The option will become available in other countries within the next few weeks.

Users with paid Google Drive storage plans automatically were upgraded to Google One in the past few months, noted Pavni Diwanji, VP of Google One.

Google One plans begin at US$1.99 for 100 GB. For $2.99, users can get 200 GB, and for $9.99, Google One provides 2 TB. Existing 1-TB plans will be upgraded to 2 TB for free. Pricing for plans that provide more than 2 TB is unchanged.

Google Drive offered the first 15 GB for free. An additional 100 GB cost $1.99, and users could get 1 TB for $9.99, 10 TB for $99.99, and additional storage in 10 TB increments at the same price.

Google One works with Drive and Gmail as well as original quality photos and videos in Google Photos.

Google One Features


Google One gives users a breakdown of their storage use.
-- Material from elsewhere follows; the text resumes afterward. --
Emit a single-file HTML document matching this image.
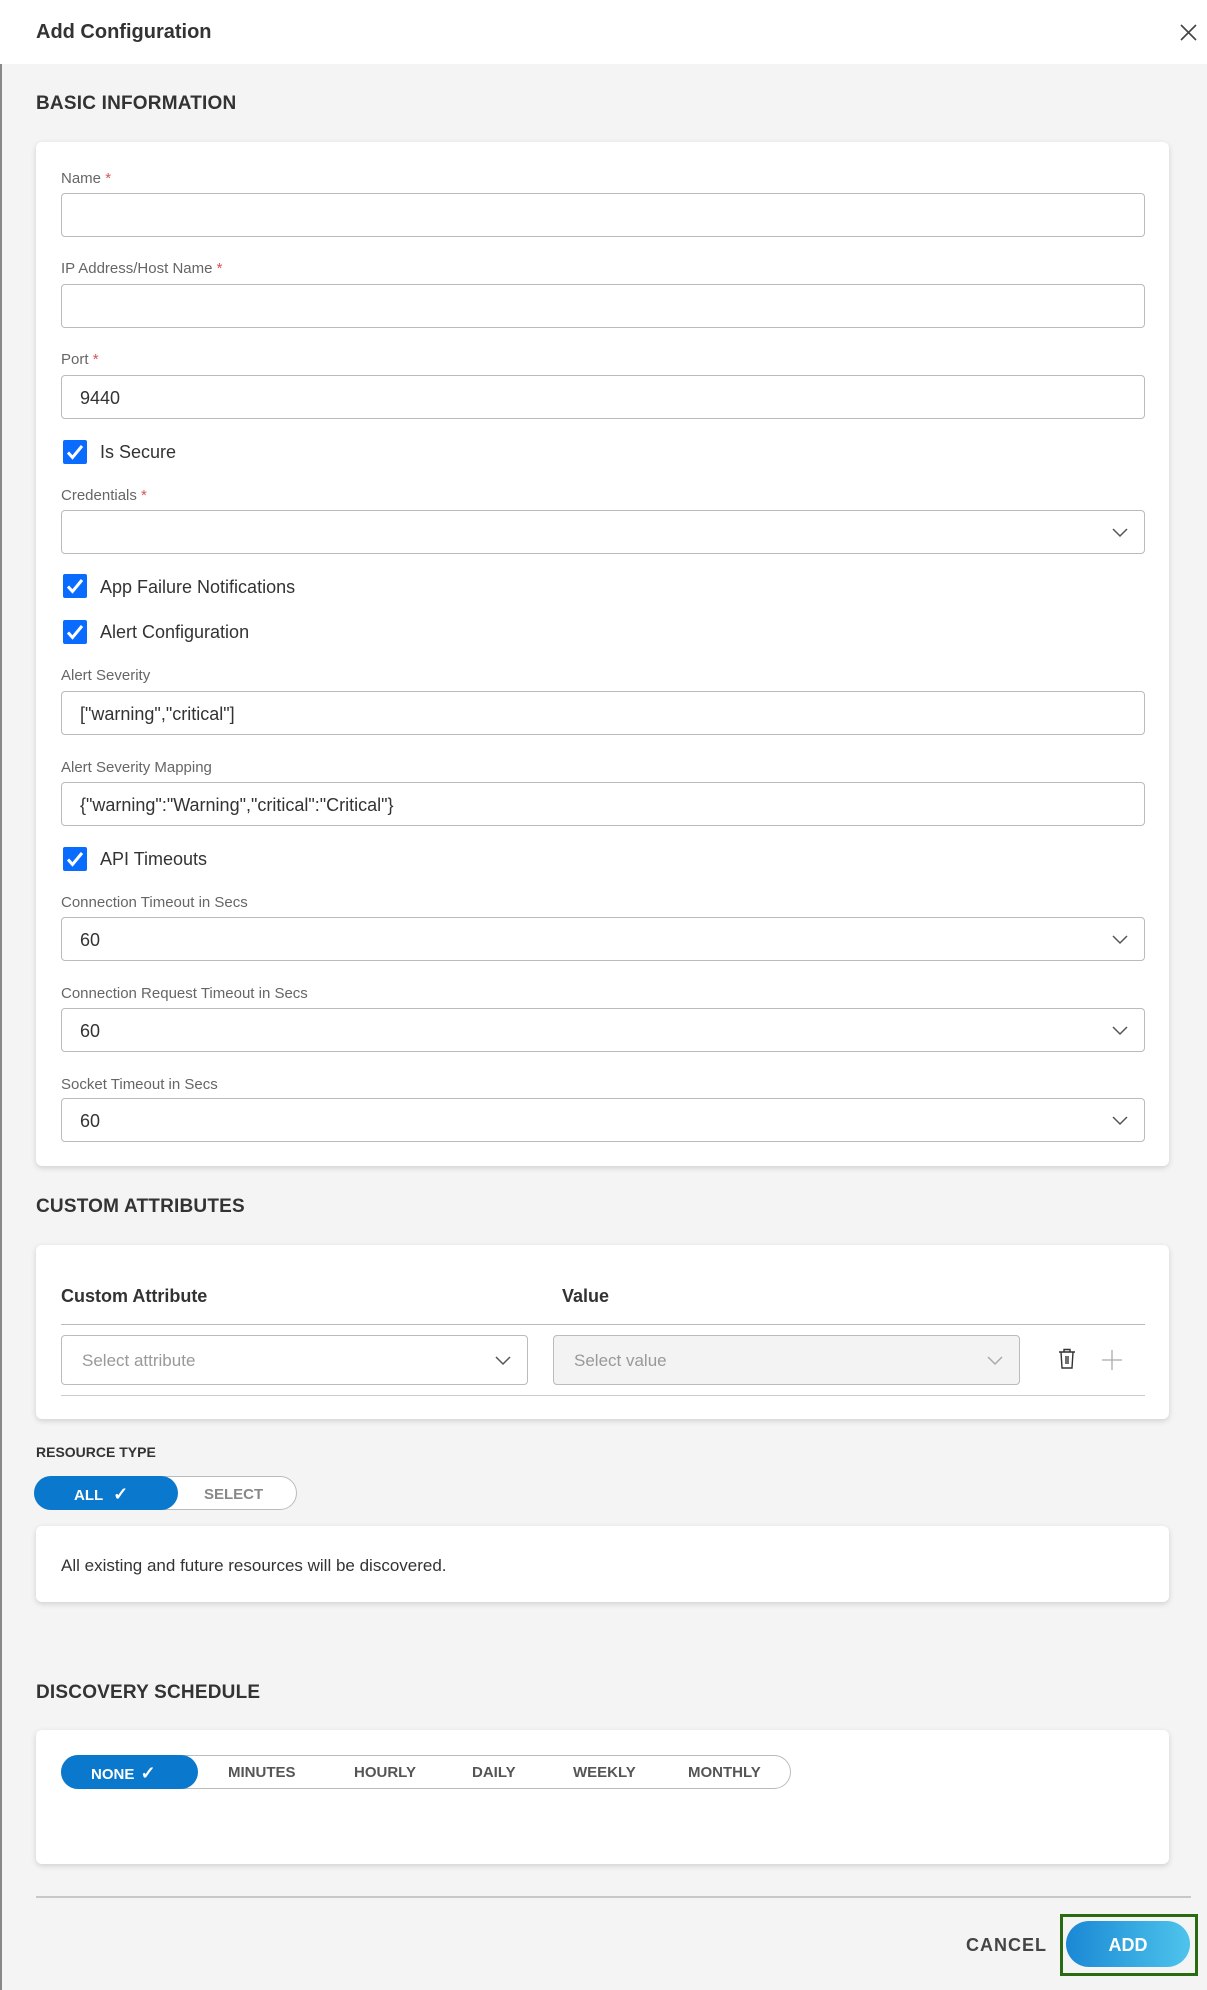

Categories shown in the example on the Google One app page are Google Drive, Gmail, Google Photos, Family and Family Storage.

Members can get in touch with Google Experts 24x7 by tapping their device screen once. They can choose to communicate via chat, phone or email.

Google One offers users extra benefits, beginning with credits on Google Play and deals on hotels found in Google Search. Google Store and Google benefits will be offered in the next few months.

Those member benefits can be accessed from within the app.

The benefits "might be attractive to some users," Jude said. "Google Play has music, apps and so forth. It's the Android equivalent of Apple iTunes and the App Store combined."

The benefits are "about tying people more into the Google ecosystem and giving some reason for app developers to see more spend," noted Holger Mueller, principal analyst at Constellation Research.

"It's a good move," he told the E-Commerce Times.

Google Drive's Impending Swan Song


It's possible that Google will push all Google Drive users to Google One at some point.

"That appears to be the goal, though it looks more like a heavily encouraged upgrade along the lines of a freemium model than a forced march," Enderle told the E-Commerce Times.

"This is the 'nice' period," Constellation's Mueller suggested. "At some point, Google will set a deadline. It's not efficient to have two products around."

Google will want to offer "one product or platform that's newer and has more synergies with the rest or with other Google products," he said.

Google "isn't in this for the money, but for ecosystem buildout, synergies and long-term lockin," Mueller pointed out.